Beyond data cleaning, these models enable scientific interpretation through classification and segmentation tasks. They can identify dynamically meaningful structures such as mesoscale eddies, fronts, filaments, and internal waves, translating raw data into physically interpretable features.
By transforming raw observations into analysis-ready, self-consistent datasets, this pillar creates a critical bridge between measurements and scientific applications. It ensures that downstream models and analyses are built on reliable, high-fidelity representations of the ocean state.
3. Ocean Foundation Models: Physics-Constrained, Multi-Variable Learning
Ocean foundation models represent the unifying layer of the Ocean–AI strategy, designed to learn the coupled dynamics of the ocean system from multi-variable data while incorporating physical constraints.

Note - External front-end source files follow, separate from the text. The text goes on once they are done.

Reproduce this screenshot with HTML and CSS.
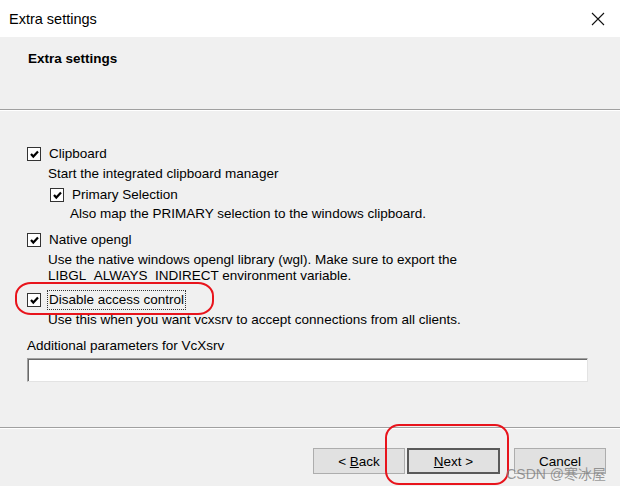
FILE: index.html
```html
<!DOCTYPE html>
<html lang="en">
<head>
    <meta charset="UTF-8">
    <title>Extra settings</title>
    <link rel="stylesheet" href="styles.css">
</head>
<body>
    <div class="dialog">
        <div class="titlebar">
            <span class="title">Extra settings</span>
            <svg class="close" width="14" height="14" viewBox="0 0 14 14">
                <path d="M1 1 L13 13 M13 1 L1 13" stroke="#111" stroke-width="1.1" fill="none"/>
            </svg>
        </div>

        <div class="header">
            <div class="header-title">Extra settings</div>
        </div>
        <div class="separator"></div>

        <div class="content">
            <div class="option">
                <span class="check"><svg viewBox="0 0 11 11"><path d="M2 5 L4.3 7.6 L9 2.6" stroke="#000" stroke-width="2.2" fill="none"/></svg></span>
                <span class="label">Clipboard</span>
            </div>
            <div class="desc desc-1">Start the integrated clipboard manager</div>

            <div class="option option-sub">
                <span class="check"><svg viewBox="0 0 11 11"><path d="M2 5 L4.3 7.6 L9 2.6" stroke="#000" stroke-width="2.2" fill="none"/></svg></span>
                <span class="label">Primary Selection</span>
            </div>
            <div class="desc desc-sub">Also map the PRIMARY selection to the windows clipboard.</div>

            <div class="option option-gap">
                <span class="check"><svg viewBox="0 0 11 11"><path d="M2 5 L4.3 7.6 L9 2.6" stroke="#000" stroke-width="2.2" fill="none"/></svg></span>
                <span class="label">Native opengl</span>
            </div>
            <div class="desc">Use the native windows opengl library (wgl). Make sure to export the<br>LIBGL_ALWAYS_INDIRECT environment variable.</div>

            <div class="option option-focus">
                <span class="check"><svg viewBox="0 0 11 11"><path d="M2 5 L4.3 7.6 L9 2.6" stroke="#000" stroke-width="2.2" fill="none"/></svg></span>
                <span class="label focused">Disable access control</span>
                <span class="mark mark-option"></span>
            </div>
            <div class="desc desc-last">Use this when you want vcxsrv to accept connections from all clients.</div>

            <div class="field-label">Additional parameters for VcXsrv</div>
            <div class="field"></div>
        </div>

        <div class="separator"></div>

        <div class="footer">
            <button class="btn btn-back">&lt; <u>B</u>ack</button>
            <button class="btn btn-next"><u>N</u>ext &gt;<span class="mark mark-next"></span></button>
            <button class="btn btn-cancel">Cancel</button>
            <span class="watermark">CSDN @寒冰屋</span>
        </div>
    </div>
</body>
</html>
```

FILE: styles.css
```css
:root {
    --face: #f0f0f0;
    --shadow: #a0a0a0;
    --mark: #e8141c;
}

* {
    margin: 0;
    padding: 0;
    box-sizing: border-box;
}

body {
    font-family: 'Liberation Sans', Arial, sans-serif;
    font-size: 13.5px;
    line-height: 16px;
    color: #000;
    background: var(--face);
}

.dialog {
    width: 620px;
    height: 486px;
    position: relative;
    overflow: hidden;
}

.titlebar {
    height: 37px;
    background: #fff;
    display: flex;
    align-items: center;
    justify-content: space-between;
    padding: 0 15px 0 9px;
}

.title {
    font-size: 14.5px;
    color: #000;
}

.header {
    height: 72px;
    padding: 14px 0 0 28px;
}

.header-title {
    font-weight: bold;
}

.separator {
    border-top: 1px solid var(--shadow);
    border-bottom: 1px solid #fff;
}

.content {
    height: 316px;
    padding: 35px 32px 0 27px;
}

.option {
    display: flex;
    align-items: center;
    height: 16px;
    position: relative;
}

.check {
    width: 14px;
    height: 14px;
    background: #fff;
    border: 1px solid #333;
    display: flex;
    align-items: center;
    justify-content: center;
    margin-right: 6px;
}

.check svg {
    width: 11px;
    height: 11px;
}

.label {
    padding: 0 1px;
    border: 1px dotted transparent;
    line-height: 16px;
}

.focused {
    border-color: #333;
    line-height: 18px;
}

.desc {
    padding-left: 21px;
    margin-top: 4px;
}

.option-sub {
    margin: 5px 0 0 23px;
}

.desc-sub {
    padding-left: 43px;
    margin-top: 3px;
}

.option-gap {
    margin-top: 10px;
}

.option-focus {
    margin-top: 8px;
}

.desc-last {
    margin-top: 4px;
}

.field-label {
    margin-top: 10px;
}

.field {
    margin-top: 4px;
    height: 24px;
    background: #fff;
    border: 1px solid;
    border-color: #a0a0a0 #e3e3e3 #e3e3e3 #a0a0a0;
    box-shadow: inset 1px 1px 0 #696969;
}

.footer {
    display: flex;
    justify-content: flex-end;
    padding: 19px 14px 0 0;
    position: relative;
}

.btn {
    width: 92px;
    height: 26px;
    font-family: inherit;
    font-size: 13.5px;
    background: #e1e1e1;
    border: 1px solid #adadad;
    color: #000;
    position: relative;
}

.btn-back {
    margin-right: 2px;
}

.btn-next {
    width: 93px;
    border: 2px solid #5a5a5a;
    margin-right: 14px;
}

.mark {
    position: absolute;
    border: 2px solid var(--mark);
}

.mark-option {
    left: -12px;
    top: -10px;
    width: 199px;
    height: 33px;
    border-radius: 16px / 14px;
}

.mark-next {
    left: -24px;
    top: -26px;
    width: 124px;
    height: 61px;
    border-radius: 14px;
}

.watermark {
    position: absolute;
    right: 14px;
    top: 37px;
    font-family: 'Liberation Sans', 'Noto Sans CJK SC', sans-serif;
    font-size: 14px;
    color: rgba(120, 120, 120, 0.75);
}
```
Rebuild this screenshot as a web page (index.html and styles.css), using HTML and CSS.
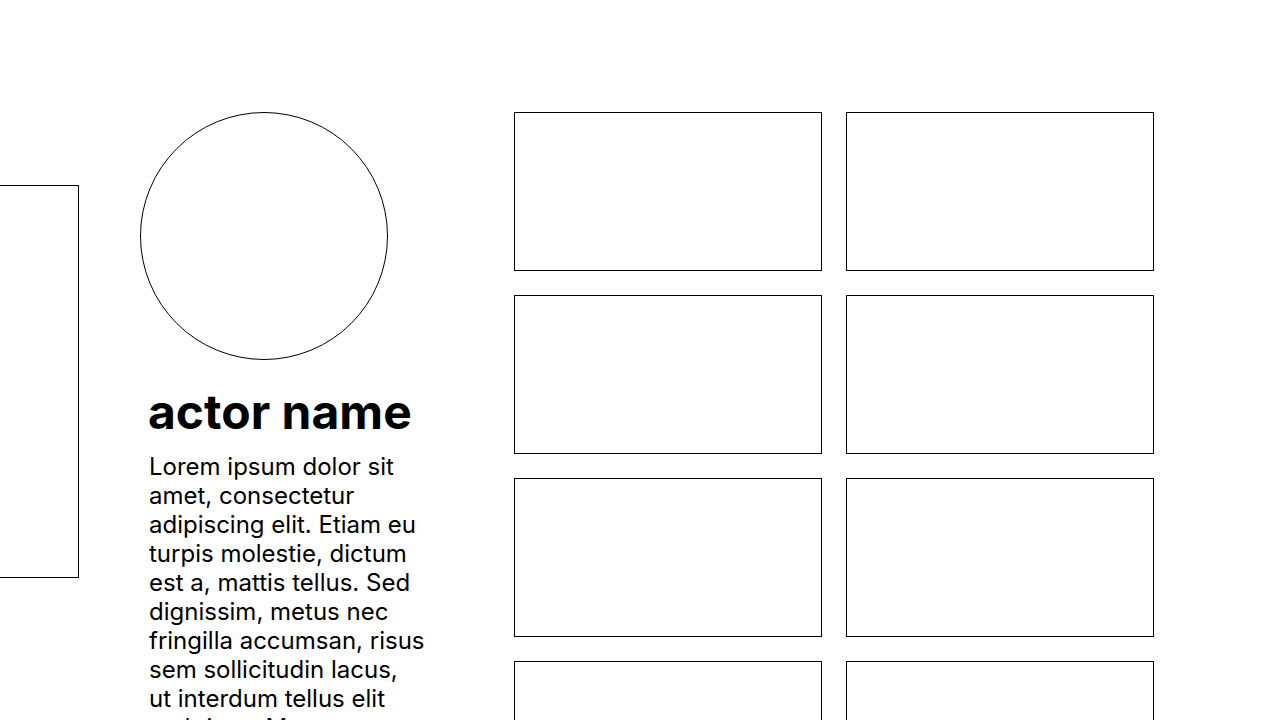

Unlike task-specific models, these models aim to develop generalizable representations that capture relationships across variables (e.g., SSH, SST, salinity, currents) and across scales.
A key requirement is the integration of physical knowledge into learning. This may include enforcing conservation laws, embedding geophysical balances (e.g., geostrophy), or constraining model outputs using known dynamical relationships. By combining data-driven learning with physics, these models achieve both flexibility and interpretability.
Such models enable transformative capabilities. In data assimilation, they can learn nonlinear, flow-dependent relationships that improve state estimation beyond traditional methods. In dynamical studies, they provide new tools to separate and analyze processes such as wave–eddy interactions and submesoscale variability. They can also inform future flight mission design by identifying optimal sampling strategies and observational requirements. Finally, they support forecasting, offering data-driven predictions across multiple time scales.
Together, ocean foundation models act as integrated engines of ocean intelligence, bridging observations, models, and theory to advance both scientific understanding and predictive capability.